Data for the task.
==============================

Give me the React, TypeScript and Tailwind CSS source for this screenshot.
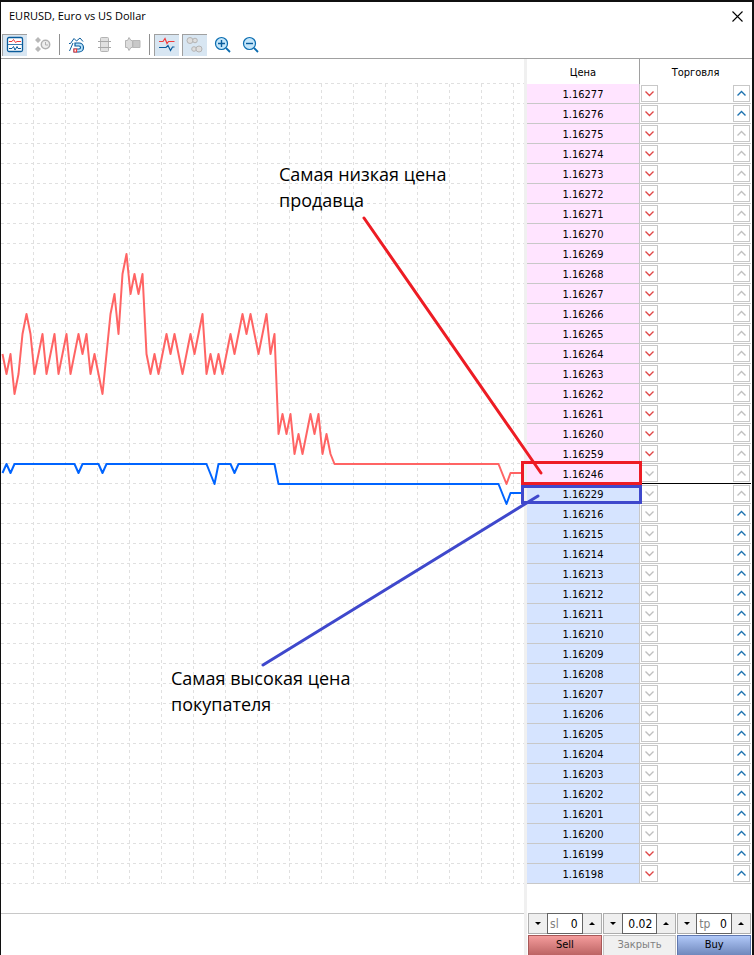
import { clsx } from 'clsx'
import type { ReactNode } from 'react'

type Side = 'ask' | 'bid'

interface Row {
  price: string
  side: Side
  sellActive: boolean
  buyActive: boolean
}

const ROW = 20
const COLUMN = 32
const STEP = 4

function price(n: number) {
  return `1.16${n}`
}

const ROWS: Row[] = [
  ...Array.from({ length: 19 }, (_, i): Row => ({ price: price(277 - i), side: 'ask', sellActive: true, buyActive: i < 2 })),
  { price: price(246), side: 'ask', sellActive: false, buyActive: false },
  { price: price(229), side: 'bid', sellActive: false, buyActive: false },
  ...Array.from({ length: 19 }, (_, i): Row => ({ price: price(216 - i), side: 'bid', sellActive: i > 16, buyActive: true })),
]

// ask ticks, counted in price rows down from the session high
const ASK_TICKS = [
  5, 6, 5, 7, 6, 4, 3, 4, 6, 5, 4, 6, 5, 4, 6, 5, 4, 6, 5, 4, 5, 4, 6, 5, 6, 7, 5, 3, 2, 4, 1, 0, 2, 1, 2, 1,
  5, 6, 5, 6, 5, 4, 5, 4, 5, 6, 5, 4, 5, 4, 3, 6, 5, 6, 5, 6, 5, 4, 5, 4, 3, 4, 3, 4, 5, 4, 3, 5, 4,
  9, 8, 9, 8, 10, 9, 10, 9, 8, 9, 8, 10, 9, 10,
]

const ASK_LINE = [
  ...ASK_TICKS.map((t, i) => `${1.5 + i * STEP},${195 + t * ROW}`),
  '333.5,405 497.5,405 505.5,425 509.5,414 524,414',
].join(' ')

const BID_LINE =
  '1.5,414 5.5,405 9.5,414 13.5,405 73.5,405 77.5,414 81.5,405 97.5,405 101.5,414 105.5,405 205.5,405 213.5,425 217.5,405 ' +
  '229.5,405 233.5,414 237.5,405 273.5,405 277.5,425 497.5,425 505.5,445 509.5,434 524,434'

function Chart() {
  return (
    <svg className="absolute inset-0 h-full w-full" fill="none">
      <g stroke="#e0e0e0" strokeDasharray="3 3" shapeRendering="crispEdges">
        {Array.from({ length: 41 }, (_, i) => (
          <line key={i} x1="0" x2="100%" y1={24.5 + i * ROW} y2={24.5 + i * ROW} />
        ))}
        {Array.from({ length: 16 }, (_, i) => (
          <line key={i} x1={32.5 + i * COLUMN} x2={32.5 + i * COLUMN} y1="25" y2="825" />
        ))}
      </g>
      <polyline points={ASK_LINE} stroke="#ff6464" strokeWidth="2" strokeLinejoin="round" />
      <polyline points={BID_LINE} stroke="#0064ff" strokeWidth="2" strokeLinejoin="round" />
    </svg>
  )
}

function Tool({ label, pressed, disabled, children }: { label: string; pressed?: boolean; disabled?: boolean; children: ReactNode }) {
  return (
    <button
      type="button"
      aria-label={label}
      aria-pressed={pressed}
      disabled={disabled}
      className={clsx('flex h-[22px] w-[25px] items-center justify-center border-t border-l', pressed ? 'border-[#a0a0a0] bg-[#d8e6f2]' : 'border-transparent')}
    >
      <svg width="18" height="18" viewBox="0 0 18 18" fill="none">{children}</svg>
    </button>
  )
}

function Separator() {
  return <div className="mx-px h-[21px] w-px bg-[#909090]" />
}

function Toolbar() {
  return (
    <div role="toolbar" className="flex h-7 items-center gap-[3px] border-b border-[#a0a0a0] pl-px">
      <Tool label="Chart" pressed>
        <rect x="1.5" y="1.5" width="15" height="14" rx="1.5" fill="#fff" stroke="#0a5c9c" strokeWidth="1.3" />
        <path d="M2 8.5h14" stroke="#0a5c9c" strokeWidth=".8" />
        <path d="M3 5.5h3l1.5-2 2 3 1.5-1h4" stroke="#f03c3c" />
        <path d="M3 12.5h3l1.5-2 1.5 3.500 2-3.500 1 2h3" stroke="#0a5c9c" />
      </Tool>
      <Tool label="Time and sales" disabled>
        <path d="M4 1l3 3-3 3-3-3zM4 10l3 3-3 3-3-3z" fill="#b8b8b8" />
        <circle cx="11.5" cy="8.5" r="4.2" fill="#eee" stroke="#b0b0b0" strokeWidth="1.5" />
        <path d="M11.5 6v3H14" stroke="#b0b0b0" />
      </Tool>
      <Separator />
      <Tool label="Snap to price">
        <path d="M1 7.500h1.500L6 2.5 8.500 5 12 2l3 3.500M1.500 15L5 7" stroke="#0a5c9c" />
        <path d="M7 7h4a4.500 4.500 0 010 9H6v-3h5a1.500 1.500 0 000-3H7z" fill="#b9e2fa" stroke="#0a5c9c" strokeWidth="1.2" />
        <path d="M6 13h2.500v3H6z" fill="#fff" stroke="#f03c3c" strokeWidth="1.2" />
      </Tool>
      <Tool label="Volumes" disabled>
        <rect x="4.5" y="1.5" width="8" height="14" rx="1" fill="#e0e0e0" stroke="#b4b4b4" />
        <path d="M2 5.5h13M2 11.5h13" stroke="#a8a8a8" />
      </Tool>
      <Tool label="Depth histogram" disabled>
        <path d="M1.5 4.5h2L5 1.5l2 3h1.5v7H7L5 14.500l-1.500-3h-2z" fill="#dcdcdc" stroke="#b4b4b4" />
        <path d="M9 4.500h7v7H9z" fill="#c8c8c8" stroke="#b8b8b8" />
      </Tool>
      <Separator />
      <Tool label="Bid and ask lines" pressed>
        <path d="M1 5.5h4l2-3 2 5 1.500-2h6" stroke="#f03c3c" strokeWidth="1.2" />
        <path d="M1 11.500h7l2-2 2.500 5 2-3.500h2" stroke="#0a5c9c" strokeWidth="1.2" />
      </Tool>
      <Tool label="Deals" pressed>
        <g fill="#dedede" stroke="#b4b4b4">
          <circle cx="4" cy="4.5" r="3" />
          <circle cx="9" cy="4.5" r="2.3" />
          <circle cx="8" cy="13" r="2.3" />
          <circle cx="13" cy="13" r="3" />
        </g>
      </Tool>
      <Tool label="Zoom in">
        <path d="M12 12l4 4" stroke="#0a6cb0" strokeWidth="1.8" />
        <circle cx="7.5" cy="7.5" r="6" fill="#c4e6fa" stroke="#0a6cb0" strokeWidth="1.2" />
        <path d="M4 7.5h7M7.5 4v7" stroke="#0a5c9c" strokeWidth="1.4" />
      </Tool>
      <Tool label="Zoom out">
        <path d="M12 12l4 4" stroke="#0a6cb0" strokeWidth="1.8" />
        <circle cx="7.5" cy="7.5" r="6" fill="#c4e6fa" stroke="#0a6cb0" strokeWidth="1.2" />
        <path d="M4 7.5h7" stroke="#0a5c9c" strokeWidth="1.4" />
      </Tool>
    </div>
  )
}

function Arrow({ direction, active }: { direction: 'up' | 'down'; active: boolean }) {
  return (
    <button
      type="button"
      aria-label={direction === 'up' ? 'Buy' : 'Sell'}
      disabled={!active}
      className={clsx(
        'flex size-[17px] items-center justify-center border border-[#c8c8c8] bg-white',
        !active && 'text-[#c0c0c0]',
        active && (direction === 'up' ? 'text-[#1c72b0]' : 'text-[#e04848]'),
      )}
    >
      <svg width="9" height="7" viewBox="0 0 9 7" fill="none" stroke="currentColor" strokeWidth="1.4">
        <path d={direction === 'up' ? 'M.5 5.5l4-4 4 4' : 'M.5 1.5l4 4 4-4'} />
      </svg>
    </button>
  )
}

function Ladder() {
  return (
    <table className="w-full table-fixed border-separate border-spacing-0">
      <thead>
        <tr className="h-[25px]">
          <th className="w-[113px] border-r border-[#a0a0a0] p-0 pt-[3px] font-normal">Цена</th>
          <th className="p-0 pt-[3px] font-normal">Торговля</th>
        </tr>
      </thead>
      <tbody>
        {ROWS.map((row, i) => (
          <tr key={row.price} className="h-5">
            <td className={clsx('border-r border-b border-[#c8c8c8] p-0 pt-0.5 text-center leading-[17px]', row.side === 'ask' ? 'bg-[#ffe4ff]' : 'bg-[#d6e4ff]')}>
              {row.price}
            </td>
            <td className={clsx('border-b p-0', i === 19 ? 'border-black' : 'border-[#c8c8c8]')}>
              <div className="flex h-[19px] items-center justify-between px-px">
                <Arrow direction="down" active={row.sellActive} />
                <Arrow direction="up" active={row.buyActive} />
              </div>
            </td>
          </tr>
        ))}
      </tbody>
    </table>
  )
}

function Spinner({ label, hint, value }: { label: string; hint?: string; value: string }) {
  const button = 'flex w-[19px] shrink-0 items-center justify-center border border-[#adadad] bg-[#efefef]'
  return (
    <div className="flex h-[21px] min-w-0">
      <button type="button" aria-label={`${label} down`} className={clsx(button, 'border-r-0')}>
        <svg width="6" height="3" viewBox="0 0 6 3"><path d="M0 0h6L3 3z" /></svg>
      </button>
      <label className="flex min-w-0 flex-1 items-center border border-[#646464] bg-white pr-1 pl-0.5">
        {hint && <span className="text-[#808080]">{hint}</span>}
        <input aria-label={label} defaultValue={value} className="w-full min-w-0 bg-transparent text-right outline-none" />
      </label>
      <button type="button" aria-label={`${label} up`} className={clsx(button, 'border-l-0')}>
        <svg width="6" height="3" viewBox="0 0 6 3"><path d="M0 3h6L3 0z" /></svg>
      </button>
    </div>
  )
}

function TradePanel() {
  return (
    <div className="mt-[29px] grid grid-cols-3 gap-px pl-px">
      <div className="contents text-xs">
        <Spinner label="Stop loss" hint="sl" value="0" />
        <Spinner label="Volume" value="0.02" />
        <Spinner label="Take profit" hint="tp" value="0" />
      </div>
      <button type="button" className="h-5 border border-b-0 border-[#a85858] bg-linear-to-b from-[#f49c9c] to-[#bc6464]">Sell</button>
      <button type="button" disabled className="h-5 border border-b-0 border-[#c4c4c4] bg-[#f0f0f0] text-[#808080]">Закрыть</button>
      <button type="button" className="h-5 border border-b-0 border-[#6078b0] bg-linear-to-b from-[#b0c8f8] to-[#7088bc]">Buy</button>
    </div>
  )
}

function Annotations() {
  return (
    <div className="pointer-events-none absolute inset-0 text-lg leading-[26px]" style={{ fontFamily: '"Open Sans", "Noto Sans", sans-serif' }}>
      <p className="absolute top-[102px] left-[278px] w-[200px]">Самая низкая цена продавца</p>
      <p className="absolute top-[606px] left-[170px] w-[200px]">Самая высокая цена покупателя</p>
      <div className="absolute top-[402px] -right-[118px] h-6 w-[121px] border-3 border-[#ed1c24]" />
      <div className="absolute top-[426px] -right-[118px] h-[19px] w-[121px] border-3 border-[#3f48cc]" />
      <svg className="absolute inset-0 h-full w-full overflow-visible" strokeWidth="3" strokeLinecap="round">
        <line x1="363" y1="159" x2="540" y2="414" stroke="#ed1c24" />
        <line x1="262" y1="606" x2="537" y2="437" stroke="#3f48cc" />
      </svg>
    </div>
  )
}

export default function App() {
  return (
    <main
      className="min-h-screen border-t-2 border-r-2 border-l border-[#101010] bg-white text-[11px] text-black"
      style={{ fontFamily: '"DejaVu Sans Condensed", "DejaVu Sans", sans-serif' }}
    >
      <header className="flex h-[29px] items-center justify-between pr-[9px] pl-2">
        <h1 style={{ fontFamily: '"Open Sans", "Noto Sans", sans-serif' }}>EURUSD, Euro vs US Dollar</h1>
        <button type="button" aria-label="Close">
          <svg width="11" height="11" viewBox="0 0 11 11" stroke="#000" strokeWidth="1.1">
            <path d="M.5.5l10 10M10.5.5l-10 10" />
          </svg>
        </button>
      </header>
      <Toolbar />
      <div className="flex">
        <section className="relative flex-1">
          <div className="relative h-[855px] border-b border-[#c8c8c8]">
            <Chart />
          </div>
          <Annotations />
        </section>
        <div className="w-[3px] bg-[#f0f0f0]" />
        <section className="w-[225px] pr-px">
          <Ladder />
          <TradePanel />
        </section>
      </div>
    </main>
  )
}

==============================

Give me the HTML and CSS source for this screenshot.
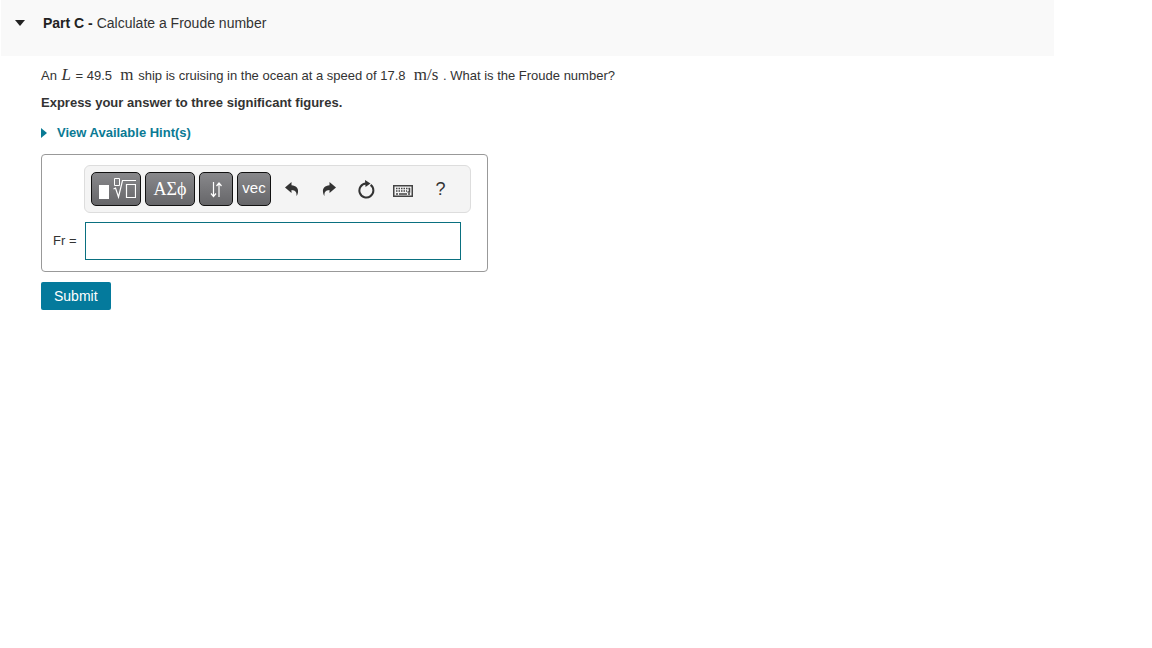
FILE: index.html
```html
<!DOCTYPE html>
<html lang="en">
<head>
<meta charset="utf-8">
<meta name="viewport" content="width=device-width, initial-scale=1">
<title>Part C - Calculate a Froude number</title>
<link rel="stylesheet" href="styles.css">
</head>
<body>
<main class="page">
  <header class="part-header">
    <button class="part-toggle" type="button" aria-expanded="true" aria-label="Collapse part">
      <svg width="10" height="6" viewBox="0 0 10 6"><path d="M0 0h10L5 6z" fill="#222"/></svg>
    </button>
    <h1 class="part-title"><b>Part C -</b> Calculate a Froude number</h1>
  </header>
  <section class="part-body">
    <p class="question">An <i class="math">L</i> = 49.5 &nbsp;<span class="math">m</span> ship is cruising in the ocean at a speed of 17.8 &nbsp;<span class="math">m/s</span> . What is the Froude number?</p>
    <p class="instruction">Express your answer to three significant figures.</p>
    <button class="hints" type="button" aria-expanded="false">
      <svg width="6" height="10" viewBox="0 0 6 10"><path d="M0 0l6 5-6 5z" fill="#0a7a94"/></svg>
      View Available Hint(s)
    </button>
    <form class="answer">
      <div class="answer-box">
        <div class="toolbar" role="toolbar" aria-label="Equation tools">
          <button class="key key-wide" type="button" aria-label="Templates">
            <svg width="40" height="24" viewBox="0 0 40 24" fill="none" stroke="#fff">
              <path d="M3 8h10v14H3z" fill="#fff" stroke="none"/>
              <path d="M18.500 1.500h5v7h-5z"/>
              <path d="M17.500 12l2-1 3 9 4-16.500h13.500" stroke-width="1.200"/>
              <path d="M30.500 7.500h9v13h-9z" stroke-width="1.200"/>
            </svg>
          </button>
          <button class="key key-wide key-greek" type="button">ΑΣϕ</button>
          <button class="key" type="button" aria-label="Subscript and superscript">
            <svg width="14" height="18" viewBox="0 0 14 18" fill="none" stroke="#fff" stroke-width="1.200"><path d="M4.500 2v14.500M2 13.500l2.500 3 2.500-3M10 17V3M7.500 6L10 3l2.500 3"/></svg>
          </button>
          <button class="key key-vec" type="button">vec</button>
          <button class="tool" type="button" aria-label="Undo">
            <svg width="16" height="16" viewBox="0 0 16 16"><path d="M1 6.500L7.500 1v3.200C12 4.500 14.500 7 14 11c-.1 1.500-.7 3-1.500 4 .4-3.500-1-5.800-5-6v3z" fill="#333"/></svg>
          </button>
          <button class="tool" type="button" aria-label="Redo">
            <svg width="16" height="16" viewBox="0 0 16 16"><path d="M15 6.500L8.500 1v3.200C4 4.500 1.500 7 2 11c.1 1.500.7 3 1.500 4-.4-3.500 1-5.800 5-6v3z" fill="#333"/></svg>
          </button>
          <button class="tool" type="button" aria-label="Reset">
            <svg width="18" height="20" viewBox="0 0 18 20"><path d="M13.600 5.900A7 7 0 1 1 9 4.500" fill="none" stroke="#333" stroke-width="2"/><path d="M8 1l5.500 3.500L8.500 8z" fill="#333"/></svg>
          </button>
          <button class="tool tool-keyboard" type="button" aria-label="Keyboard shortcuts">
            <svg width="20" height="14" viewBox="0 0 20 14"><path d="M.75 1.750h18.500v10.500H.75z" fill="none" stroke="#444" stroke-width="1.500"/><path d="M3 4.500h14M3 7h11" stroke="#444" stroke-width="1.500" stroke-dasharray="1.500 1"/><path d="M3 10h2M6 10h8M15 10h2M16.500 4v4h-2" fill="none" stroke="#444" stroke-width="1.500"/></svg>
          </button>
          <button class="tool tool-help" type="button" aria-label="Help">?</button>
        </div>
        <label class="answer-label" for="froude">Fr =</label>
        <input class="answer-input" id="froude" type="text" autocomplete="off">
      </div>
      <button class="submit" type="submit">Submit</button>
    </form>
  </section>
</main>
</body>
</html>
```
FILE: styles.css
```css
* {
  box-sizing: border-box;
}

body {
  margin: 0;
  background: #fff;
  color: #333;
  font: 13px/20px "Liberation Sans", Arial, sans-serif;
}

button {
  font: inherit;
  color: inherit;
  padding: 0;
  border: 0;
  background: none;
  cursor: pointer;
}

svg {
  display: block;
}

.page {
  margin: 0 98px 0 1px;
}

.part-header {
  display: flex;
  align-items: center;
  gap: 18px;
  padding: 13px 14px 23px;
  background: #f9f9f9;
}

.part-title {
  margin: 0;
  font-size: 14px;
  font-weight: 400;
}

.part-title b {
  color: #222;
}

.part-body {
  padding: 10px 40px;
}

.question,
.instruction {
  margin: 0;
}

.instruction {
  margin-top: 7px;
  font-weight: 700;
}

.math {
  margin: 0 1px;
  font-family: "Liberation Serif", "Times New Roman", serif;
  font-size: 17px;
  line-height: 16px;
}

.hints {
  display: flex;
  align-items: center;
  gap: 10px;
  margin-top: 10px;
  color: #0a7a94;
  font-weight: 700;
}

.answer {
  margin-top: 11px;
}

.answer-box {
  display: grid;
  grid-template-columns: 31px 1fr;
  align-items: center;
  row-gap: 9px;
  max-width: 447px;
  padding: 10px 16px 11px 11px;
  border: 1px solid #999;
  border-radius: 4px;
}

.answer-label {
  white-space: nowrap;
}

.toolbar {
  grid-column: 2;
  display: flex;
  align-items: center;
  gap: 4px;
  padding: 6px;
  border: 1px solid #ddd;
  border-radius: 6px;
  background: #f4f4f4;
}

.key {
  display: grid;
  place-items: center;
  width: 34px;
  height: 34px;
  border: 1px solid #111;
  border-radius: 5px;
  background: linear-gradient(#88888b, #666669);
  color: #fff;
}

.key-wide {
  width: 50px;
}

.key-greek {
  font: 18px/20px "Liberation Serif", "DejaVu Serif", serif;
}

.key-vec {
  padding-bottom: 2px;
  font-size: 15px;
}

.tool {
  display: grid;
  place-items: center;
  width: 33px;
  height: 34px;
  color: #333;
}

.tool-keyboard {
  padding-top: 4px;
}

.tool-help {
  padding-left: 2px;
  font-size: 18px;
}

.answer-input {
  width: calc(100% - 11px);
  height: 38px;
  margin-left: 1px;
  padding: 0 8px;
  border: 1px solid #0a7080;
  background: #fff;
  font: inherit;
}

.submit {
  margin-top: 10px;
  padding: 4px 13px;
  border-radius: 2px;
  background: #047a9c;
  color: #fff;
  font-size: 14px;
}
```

==============================

Stated task.
Between the line with "Give me the React, TypeScript" and the line with "505.5,445 509.5,434 524,434'", ends included, lies the span to copy exactly; copy nothing else and leave out the pictures.

Answer in full.
Give me the React, TypeScript and Tailwind CSS source for this screenshot.
import { clsx } from 'clsx'
import type { ReactNode } from 'react'

type Side = 'ask' | 'bid'

interface Row {
  price: string
  side: Side
  sellActive: boolean
  buyActive: boolean
}

const ROW = 20
const COLUMN = 32
const STEP = 4

function price(n: number) {
  return `1.16${n}`
}

const ROWS: Row[] = [
  ...Array.from({ length: 19 }, (_, i): Row => ({ price: price(277 - i), side: 'ask', sellActive: true, buyActive: i < 2 })),
  { price: price(246), side: 'ask', sellActive: false, buyActive: false },
  { price: price(229), side: 'bid', sellActive: false, buyActive: false },
  ...Array.from({ length: 19 }, (_, i): Row => ({ price: price(216 - i), side: 'bid', sellActive: i > 16, buyActive: true })),
]

// ask ticks, counted in price rows down from the session high
const ASK_TICKS = [
  5, 6, 5, 7, 6, 4, 3, 4, 6, 5, 4, 6, 5, 4, 6, 5, 4, 6, 5, 4, 5, 4, 6, 5, 6, 7, 5, 3, 2, 4, 1, 0, 2, 1, 2, 1,
  5, 6, 5, 6, 5, 4, 5, 4, 5, 6, 5, 4, 5, 4, 3, 6, 5, 6, 5, 6, 5, 4, 5, 4, 3, 4, 3, 4, 5, 4, 3, 5, 4,
  9, 8, 9, 8, 10, 9, 10, 9, 8, 9, 8, 10, 9, 10,
]

const ASK_LINE = [
  ...ASK_TICKS.map((t, i) => `${1.5 + i * STEP},${195 + t * ROW}`),
  '333.5,405 497.5,405 505.5,425 509.5,414 524,414',
].join(' ')

const BID_LINE =
  '1.5,414 5.5,405 9.5,414 13.5,405 73.5,405 77.5,414 81.5,405 97.5,405 101.5,414 105.5,405 205.5,405 213.5,425 217.5,405 ' +
  '229.5,405 233.5,414 237.5,405 273.5,405 277.5,425 497.5,425 505.5,445 509.5,434 524,434'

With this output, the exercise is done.